I will code it when I have enough time for it.
Should I send it via pm?

Hi,
hm. I will try to code it in the PhysX Samples, because everybody can see what happens there and you dont have to study other code. Plus, I dont have to release my code snippets :)
I guess its easier for everyone - and everybody can compile it.

Hi,

I´ve probably solve the issue - with a small change in my code.
In short terms:
I have to do all onTrigger / onContact updates while that was triggered while the simulation is running.
→ I set different kind of flags so I have to buffer them and call them after the simulation is done.
This need an code refracture in my code, because it was designed to do it outside the simulation phase.

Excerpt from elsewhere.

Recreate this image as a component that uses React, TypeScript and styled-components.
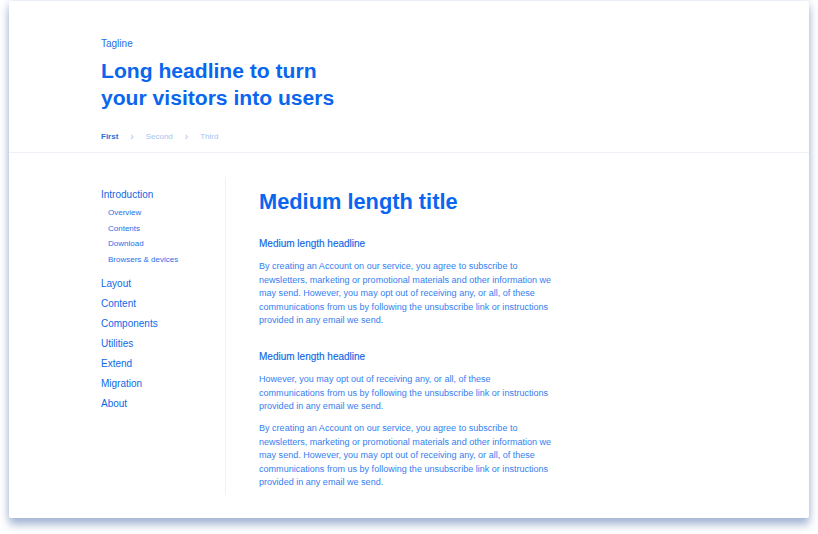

But when I change it to the “buffered” mode , which updates the onTrigger / onContact events
( to call them outside the simulation phase ) - it will change the pointer back to random / bit pattern.
Hm. So every onTrigger / onContact event must be immediately be handled while the callback is active - but no write changes must be done. ( Of course! )

Another good news: Physx 3.2.4 is released - I will take a deep look in it so maybe there are some
related bugs fixed.

Yay :D

Small update:

In PhysX 3.2.4 is the same issue like I said in the first post - but when I change it like I said in this post, everything works like in 3.2.3. It seems to be (probably) fixed with that.